Exercise material>

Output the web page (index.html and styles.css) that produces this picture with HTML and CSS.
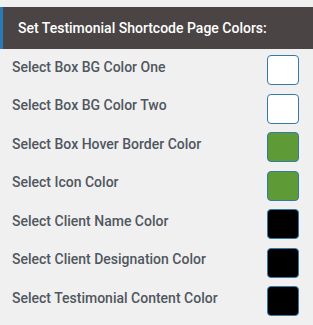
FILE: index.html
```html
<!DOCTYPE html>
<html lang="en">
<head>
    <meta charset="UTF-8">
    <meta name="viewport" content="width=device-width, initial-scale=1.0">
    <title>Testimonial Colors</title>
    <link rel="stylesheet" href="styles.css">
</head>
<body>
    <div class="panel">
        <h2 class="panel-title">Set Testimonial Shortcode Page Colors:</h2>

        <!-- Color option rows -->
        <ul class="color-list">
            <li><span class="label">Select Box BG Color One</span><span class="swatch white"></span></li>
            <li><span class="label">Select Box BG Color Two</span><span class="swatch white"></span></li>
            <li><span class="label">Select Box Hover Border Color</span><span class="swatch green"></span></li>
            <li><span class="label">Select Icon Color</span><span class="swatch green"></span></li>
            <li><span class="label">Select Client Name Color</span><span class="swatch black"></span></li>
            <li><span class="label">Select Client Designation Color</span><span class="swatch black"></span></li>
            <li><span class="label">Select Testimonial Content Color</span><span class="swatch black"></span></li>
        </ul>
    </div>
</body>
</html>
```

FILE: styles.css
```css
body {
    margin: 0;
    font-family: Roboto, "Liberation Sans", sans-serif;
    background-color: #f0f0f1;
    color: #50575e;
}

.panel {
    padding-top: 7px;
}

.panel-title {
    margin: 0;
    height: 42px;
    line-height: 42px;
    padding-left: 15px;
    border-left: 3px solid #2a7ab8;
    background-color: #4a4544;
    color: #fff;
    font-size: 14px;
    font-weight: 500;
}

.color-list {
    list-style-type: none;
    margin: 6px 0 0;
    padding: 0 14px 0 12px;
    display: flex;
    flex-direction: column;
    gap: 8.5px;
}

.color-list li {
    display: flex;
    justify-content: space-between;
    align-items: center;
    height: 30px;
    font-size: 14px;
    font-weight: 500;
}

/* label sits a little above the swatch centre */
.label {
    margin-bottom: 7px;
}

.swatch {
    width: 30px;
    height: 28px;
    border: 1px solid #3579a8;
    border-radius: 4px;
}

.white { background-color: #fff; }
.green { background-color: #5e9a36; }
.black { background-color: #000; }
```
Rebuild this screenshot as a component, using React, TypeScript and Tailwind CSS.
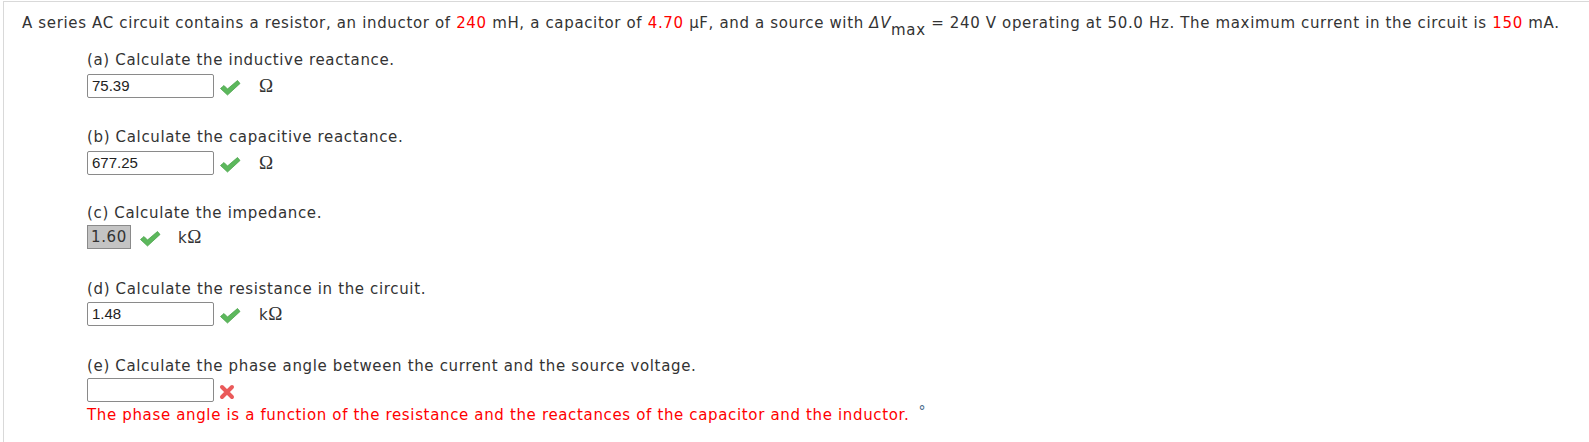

Written task> Go through the listing above and write it all out exactly, leaving out any picture.

Output below>
Output the web page (index.html and styles.css) that produces this picture with HTML and CSS.
FILE: index.html
```html
<!DOCTYPE html>
<html lang="en">
<head>
    <meta charset="UTF-8">
    <meta name="viewport" content="width=device-width, initial-scale=1.0">
    <title>Testimonial Colors</title>
    <link rel="stylesheet" href="styles.css">
</head>
<body>
    <div class="panel">
        <h2 class="panel-title">Set Testimonial Shortcode Page Colors:</h2>

        <!-- Color option rows -->
        <ul class="color-list">
            <li><span class="label">Select Box BG Color One</span><span class="swatch white"></span></li>
            <li><span class="label">Select Box BG Color Two</span><span class="swatch white"></span></li>
            <li><span class="label">Select Box Hover Border Color</span><span class="swatch green"></span></li>
            <li><span class="label">Select Icon Color</span><span class="swatch green"></span></li>
            <li><span class="label">Select Client Name Color</span><span class="swatch black"></span></li>
            <li><span class="label">Select Client Designation Color</span><span class="swatch black"></span></li>
            <li><span class="label">Select Testimonial Content Color</span><span class="swatch black"></span></li>
        </ul>
    </div>
</body>
</html>
```

FILE: styles.css
```css
body {
    margin: 0;
    font-family: Roboto, "Liberation Sans", sans-serif;
    background-color: #f0f0f1;
    color: #50575e;
}

.panel {
    padding-top: 7px;
}

.panel-title {
    margin: 0;
    height: 42px;
    line-height: 42px;
    padding-left: 15px;
    border-left: 3px solid #2a7ab8;
    background-color: #4a4544;
    color: #fff;
    font-size: 14px;
    font-weight: 500;
}

.color-list {
    list-style-type: none;
    margin: 6px 0 0;
    padding: 0 14px 0 12px;
    display: flex;
    flex-direction: column;
    gap: 8.5px;
}

.color-list li {
    display: flex;
    justify-content: space-between;
    align-items: center;
    height: 30px;
    font-size: 14px;
    font-weight: 500;
}

/* label sits a little above the swatch centre */
.label {
    margin-bottom: 7px;
}

.swatch {
    width: 30px;
    height: 28px;
    border: 1px solid #3579a8;
    border-radius: 4px;
}

.white { background-color: #fff; }
.green { background-color: #5e9a36; }
.black { background-color: #000; }
```
Rebuild this screenshot as a component, using React, TypeScript and Tailwind CSS.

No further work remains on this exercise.